## Stated task
Extract and list every line that contains the word "React".

= = = = =

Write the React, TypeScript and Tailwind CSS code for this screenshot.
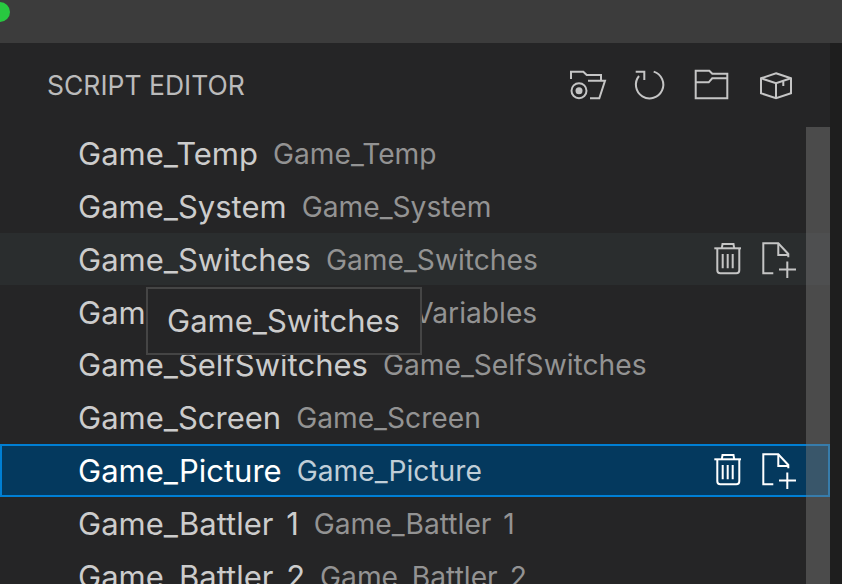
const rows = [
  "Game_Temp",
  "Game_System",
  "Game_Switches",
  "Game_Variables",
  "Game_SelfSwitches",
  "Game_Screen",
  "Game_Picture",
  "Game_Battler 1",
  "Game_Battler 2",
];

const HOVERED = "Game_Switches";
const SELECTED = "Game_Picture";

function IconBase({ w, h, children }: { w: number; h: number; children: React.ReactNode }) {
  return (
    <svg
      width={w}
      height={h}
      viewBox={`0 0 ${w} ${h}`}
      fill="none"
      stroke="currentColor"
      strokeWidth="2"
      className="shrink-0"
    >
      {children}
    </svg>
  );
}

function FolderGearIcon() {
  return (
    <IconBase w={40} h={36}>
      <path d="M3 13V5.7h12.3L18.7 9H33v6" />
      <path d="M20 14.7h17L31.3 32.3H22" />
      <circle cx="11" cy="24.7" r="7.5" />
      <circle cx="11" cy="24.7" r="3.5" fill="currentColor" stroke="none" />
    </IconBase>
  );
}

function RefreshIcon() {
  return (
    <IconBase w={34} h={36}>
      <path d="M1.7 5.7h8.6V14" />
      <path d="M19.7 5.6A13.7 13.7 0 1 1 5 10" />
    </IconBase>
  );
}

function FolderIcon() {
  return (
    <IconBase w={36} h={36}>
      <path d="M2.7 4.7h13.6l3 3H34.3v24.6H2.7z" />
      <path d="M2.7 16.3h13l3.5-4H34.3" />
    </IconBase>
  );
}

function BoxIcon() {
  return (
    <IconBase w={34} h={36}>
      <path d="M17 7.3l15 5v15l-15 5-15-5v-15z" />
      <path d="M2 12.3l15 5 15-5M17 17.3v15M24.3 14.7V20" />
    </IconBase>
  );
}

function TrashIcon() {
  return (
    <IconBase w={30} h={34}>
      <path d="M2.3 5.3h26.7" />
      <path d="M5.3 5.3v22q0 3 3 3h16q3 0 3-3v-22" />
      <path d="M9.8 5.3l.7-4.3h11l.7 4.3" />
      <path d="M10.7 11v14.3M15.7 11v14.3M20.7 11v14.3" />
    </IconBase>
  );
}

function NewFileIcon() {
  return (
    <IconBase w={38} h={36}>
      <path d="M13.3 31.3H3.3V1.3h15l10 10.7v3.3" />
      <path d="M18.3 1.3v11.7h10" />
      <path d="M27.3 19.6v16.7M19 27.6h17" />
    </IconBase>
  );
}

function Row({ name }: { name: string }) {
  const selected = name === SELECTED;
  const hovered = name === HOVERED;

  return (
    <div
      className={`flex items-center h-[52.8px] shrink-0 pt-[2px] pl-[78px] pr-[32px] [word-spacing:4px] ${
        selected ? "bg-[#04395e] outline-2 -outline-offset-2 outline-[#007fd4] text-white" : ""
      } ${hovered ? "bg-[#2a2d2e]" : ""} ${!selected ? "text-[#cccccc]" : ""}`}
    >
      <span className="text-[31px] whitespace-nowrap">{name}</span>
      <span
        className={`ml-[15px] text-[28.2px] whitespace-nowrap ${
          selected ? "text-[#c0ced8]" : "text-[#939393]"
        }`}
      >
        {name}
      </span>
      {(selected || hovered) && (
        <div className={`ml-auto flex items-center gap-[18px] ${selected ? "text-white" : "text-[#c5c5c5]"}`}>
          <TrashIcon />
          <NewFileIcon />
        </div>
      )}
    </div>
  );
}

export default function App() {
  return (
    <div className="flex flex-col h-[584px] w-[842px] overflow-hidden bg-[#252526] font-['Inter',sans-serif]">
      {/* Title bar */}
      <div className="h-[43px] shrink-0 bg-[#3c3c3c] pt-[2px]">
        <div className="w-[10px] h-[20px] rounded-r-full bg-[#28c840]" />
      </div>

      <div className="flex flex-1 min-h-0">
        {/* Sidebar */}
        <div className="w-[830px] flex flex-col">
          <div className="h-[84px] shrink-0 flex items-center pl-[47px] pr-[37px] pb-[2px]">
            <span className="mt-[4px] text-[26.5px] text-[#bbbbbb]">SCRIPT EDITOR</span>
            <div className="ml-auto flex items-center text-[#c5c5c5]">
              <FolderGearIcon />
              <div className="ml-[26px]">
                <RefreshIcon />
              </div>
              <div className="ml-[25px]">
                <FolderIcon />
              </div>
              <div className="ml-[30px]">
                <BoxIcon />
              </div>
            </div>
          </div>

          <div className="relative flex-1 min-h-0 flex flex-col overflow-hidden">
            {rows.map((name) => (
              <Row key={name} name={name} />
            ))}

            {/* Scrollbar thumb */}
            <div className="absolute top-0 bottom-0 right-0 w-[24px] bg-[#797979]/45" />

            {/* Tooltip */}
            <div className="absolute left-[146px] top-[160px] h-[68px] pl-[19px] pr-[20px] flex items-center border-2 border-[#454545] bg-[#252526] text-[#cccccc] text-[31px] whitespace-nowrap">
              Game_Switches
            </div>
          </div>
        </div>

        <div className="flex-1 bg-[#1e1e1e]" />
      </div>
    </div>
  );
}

= = = = =

## Solved problem
Write the React, TypeScript and Tailwind CSS code for this screenshot.
function IconBase({ w, h, children }: { w: number; h: number; children: React.ReactNode }) {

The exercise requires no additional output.